• **Material provided**
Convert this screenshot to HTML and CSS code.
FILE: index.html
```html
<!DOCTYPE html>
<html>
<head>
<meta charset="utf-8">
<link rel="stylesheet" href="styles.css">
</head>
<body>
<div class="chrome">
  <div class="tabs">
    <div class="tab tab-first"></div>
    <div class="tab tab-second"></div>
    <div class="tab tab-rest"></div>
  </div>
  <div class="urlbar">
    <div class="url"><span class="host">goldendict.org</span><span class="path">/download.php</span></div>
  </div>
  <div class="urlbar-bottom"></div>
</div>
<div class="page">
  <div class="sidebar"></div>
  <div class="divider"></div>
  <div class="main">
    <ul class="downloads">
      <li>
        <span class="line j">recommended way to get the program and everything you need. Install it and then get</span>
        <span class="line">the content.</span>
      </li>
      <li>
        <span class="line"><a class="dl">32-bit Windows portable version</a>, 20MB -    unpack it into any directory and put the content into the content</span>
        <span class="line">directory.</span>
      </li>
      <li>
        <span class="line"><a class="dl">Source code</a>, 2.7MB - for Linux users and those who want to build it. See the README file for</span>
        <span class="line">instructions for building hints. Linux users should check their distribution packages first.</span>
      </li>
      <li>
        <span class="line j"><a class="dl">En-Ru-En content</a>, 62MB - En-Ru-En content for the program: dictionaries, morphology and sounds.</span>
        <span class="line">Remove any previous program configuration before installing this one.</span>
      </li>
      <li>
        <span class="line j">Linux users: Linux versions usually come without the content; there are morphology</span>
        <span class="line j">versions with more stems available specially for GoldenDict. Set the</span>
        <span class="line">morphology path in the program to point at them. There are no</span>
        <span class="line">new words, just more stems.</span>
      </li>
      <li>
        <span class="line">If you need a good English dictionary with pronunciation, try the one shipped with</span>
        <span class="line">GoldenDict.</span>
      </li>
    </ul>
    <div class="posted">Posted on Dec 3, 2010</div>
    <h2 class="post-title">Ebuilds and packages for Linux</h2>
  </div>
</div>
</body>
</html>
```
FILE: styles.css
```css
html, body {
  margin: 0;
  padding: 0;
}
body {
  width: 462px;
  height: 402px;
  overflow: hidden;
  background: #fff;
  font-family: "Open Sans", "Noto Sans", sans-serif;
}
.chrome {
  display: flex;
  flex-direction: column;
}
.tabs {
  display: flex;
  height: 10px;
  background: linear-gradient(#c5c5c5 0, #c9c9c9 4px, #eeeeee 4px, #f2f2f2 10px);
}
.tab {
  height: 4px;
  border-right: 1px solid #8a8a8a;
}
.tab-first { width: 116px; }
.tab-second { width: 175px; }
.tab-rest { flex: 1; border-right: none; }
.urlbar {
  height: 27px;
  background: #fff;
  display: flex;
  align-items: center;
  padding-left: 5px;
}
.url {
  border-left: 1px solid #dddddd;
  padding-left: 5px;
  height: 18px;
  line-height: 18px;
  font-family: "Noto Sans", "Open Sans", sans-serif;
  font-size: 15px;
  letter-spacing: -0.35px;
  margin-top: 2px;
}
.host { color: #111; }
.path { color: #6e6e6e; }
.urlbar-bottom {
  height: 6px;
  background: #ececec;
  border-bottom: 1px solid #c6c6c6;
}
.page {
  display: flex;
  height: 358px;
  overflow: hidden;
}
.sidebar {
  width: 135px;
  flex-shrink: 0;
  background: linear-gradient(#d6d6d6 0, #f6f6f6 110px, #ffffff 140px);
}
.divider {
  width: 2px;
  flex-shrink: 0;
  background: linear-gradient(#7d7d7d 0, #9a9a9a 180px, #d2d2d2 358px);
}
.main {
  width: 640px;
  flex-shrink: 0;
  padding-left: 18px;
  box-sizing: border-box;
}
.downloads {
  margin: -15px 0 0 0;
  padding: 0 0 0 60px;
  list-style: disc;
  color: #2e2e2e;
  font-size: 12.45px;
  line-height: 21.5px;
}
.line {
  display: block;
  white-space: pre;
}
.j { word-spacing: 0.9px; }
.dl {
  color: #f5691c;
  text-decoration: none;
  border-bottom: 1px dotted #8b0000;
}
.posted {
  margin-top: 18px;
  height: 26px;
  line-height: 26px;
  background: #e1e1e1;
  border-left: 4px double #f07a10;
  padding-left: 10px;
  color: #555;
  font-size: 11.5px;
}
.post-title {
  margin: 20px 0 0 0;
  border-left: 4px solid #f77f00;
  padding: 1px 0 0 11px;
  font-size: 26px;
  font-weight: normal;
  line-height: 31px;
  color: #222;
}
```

• **Given task**
Pull every line containing "this" from the data.

• **Task response**
Convert this screenshot to HTML and CSS code.
        <span class="line">Remove any previous program configuration before installing this one.</span>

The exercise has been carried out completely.